TASK
Filter the lines below, copying only those with the string "index".

DATASET EXTRACT
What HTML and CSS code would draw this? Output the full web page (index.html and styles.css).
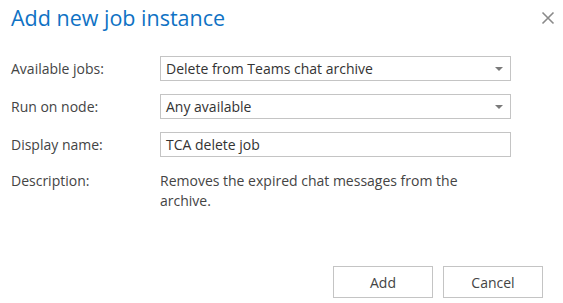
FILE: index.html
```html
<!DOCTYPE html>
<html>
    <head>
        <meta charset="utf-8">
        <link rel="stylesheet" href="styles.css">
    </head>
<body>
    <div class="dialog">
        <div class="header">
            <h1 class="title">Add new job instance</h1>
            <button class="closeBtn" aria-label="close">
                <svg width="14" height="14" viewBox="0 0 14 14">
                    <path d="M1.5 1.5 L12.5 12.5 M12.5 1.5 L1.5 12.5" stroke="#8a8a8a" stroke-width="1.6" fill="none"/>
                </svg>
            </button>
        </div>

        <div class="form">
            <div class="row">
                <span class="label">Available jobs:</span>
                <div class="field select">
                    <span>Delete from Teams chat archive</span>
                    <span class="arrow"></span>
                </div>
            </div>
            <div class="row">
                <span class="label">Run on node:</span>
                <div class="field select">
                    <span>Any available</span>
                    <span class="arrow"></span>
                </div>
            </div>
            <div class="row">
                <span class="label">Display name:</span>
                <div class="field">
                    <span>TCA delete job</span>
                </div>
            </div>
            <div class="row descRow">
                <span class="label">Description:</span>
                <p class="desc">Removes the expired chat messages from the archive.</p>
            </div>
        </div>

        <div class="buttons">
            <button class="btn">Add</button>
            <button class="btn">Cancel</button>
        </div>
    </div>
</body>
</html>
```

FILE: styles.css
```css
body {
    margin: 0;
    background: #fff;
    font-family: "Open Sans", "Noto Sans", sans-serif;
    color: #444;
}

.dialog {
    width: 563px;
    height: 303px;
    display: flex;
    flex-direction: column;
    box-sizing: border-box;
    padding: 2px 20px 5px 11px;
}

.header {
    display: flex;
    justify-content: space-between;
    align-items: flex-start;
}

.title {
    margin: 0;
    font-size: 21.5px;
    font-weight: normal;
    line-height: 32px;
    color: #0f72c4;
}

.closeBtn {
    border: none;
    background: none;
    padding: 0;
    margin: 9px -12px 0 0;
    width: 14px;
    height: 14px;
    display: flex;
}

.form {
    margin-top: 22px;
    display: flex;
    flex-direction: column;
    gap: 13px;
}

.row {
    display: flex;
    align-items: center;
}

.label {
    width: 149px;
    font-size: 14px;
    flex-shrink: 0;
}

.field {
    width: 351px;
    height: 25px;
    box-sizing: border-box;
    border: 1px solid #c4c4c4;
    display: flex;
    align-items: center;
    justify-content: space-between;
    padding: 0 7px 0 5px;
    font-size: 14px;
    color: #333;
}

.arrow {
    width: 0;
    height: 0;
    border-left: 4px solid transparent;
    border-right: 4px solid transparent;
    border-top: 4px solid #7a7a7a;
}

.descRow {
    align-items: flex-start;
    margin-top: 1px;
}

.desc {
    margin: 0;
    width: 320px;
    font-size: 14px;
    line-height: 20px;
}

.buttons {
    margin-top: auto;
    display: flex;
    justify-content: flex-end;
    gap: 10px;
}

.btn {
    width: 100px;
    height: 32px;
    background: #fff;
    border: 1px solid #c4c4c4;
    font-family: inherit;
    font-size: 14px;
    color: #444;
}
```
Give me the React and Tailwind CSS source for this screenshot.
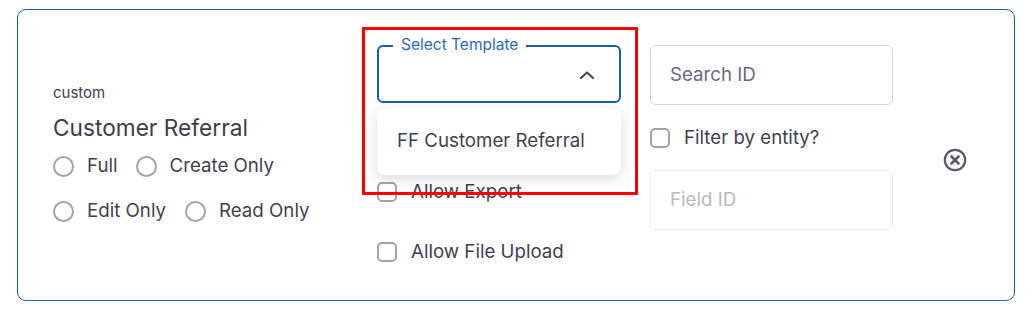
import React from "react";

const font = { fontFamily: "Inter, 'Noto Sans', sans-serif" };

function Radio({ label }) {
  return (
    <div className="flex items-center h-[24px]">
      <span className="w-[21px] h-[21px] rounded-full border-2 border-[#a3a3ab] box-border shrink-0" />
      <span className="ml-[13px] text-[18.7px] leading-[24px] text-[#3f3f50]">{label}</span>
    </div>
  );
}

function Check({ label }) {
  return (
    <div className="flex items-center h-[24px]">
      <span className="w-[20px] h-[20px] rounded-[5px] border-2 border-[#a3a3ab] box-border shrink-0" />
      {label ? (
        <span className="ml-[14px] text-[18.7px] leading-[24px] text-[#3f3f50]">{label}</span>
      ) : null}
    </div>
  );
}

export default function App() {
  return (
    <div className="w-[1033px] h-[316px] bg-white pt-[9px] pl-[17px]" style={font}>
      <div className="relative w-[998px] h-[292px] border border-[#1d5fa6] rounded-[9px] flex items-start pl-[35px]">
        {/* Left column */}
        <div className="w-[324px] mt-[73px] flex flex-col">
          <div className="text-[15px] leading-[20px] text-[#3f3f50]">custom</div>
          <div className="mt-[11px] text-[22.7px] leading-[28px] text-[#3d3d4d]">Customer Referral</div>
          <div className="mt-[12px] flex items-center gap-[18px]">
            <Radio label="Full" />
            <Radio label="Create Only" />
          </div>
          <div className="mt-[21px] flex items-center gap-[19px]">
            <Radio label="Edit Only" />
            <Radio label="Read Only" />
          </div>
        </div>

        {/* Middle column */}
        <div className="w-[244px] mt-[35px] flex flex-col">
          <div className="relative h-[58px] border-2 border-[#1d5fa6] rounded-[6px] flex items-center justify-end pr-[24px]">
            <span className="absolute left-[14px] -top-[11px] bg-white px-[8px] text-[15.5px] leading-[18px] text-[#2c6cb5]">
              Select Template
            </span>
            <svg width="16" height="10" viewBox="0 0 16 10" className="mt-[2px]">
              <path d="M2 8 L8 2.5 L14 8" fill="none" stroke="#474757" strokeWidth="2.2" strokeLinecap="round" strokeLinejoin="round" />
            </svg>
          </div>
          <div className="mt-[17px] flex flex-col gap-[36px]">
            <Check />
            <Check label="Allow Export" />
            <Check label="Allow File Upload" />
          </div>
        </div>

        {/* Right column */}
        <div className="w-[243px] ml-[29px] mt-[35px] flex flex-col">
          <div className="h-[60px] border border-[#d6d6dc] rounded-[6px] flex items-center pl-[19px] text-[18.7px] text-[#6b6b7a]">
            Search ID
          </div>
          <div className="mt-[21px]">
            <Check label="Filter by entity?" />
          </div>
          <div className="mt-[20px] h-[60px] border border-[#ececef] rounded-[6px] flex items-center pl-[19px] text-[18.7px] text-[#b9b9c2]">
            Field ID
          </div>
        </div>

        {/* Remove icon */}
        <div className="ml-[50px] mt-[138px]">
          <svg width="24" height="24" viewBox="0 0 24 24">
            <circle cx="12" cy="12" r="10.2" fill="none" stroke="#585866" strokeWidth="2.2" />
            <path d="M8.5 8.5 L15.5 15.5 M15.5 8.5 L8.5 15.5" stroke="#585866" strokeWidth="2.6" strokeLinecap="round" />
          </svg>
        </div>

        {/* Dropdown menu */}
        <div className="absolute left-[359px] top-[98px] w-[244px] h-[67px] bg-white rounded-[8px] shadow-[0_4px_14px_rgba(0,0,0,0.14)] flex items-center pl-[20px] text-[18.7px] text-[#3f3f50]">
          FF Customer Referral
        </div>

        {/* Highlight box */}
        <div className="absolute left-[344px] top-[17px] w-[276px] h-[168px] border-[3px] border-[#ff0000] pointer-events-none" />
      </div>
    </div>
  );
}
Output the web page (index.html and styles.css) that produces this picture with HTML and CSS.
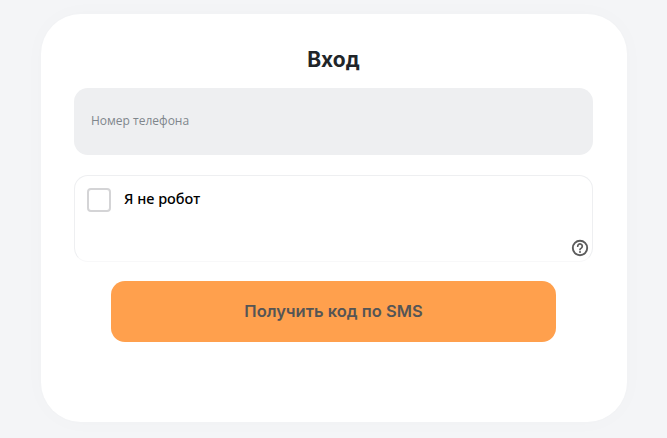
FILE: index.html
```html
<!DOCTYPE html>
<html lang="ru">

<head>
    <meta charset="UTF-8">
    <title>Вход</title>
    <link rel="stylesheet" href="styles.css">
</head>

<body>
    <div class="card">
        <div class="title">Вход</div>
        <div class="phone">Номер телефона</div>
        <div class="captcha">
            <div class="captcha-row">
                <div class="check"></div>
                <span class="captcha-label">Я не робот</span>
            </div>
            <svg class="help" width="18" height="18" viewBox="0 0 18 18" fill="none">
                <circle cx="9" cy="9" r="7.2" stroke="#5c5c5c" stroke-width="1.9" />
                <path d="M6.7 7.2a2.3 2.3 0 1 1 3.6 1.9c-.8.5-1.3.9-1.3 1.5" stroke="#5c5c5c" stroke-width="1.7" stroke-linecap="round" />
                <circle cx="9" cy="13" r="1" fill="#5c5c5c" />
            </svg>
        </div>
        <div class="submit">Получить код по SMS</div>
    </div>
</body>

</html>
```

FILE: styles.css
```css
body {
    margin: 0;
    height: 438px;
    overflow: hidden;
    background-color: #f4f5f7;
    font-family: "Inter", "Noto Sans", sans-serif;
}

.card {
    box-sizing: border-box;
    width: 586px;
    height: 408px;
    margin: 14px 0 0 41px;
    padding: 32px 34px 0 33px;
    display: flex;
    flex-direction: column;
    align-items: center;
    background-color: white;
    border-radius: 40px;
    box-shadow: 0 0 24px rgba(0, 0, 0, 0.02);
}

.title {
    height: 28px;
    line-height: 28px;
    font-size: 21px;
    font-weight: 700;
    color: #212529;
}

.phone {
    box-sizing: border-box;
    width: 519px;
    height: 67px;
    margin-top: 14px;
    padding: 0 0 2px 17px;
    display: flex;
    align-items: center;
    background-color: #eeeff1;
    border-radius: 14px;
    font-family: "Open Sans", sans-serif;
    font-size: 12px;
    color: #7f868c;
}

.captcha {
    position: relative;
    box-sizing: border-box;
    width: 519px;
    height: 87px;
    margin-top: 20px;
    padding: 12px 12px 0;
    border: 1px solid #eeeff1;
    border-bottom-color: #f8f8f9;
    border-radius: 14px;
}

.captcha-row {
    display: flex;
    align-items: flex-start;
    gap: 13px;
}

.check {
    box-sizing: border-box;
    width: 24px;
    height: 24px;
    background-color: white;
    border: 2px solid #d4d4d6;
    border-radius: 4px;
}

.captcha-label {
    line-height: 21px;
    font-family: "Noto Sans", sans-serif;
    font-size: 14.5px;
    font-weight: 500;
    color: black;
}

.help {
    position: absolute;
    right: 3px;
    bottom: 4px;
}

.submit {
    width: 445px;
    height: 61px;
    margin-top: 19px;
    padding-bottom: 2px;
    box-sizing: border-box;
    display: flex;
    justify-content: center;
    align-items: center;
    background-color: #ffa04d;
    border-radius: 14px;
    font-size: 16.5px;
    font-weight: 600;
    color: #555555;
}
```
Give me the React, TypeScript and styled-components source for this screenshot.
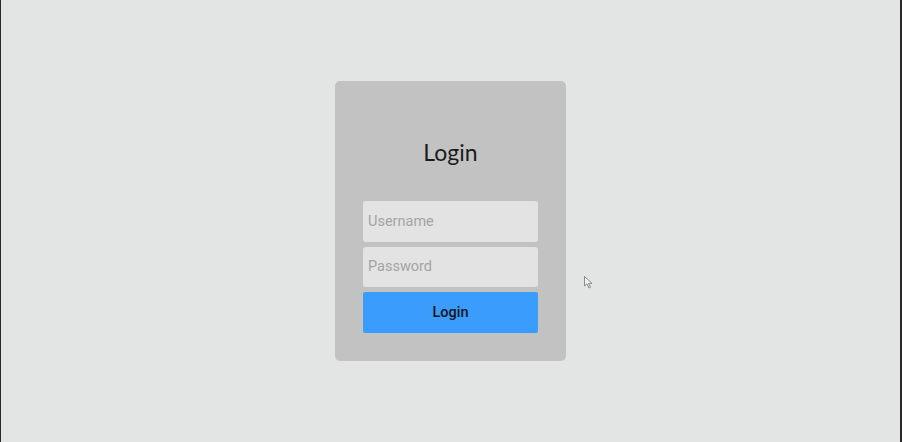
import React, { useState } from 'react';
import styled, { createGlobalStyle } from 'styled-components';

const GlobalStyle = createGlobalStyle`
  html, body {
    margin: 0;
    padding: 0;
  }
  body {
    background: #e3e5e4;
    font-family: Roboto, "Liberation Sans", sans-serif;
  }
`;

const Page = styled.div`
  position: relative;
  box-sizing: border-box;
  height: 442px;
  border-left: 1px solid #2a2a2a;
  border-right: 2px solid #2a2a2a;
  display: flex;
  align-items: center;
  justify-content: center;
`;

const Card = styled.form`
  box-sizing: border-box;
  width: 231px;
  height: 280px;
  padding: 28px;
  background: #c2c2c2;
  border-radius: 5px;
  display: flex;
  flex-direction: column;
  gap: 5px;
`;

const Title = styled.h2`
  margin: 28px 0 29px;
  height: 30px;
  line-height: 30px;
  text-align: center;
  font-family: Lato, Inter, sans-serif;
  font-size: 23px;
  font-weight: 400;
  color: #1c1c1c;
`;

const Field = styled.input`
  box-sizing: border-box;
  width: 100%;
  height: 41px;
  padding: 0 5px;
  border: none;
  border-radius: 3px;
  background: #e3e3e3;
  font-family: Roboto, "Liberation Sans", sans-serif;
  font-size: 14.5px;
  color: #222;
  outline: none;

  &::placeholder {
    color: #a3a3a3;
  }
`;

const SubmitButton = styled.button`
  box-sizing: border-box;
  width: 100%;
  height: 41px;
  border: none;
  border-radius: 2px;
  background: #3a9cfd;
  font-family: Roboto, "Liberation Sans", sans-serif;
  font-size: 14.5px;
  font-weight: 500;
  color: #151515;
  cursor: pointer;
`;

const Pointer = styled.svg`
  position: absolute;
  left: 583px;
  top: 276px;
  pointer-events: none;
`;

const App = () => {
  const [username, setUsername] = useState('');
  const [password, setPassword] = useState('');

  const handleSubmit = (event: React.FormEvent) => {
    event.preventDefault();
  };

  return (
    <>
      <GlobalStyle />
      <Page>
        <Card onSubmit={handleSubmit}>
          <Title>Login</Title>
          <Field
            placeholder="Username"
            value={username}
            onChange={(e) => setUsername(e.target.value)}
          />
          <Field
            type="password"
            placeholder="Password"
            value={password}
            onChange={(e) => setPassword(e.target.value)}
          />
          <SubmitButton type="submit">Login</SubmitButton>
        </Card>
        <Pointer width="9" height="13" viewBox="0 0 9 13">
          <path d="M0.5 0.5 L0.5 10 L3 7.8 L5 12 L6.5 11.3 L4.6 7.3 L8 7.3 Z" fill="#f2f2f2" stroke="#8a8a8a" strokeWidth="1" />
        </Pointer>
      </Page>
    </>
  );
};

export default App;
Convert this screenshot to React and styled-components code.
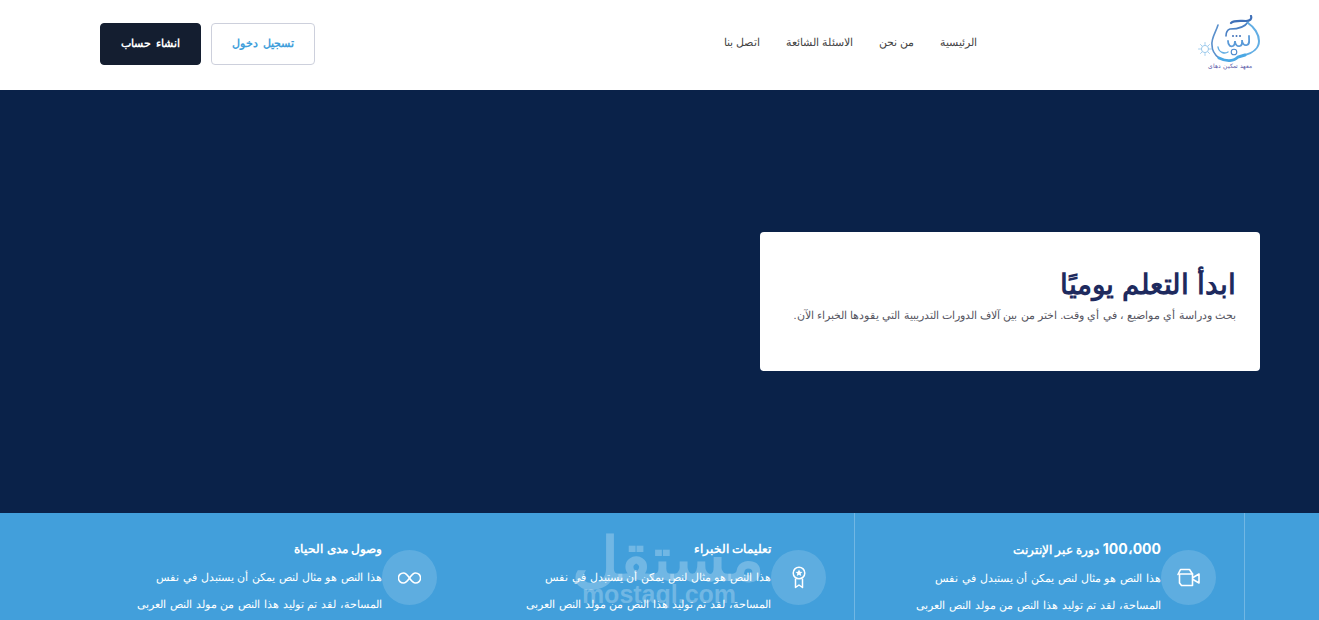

THE REPLY
What HTML and CSS code would draw this? Output the full web page (index.html and styles.css).
FILE: index.html
Output the web page (index.html and styles.css) that produces this picture with HTML and CSS.
FILE: index.html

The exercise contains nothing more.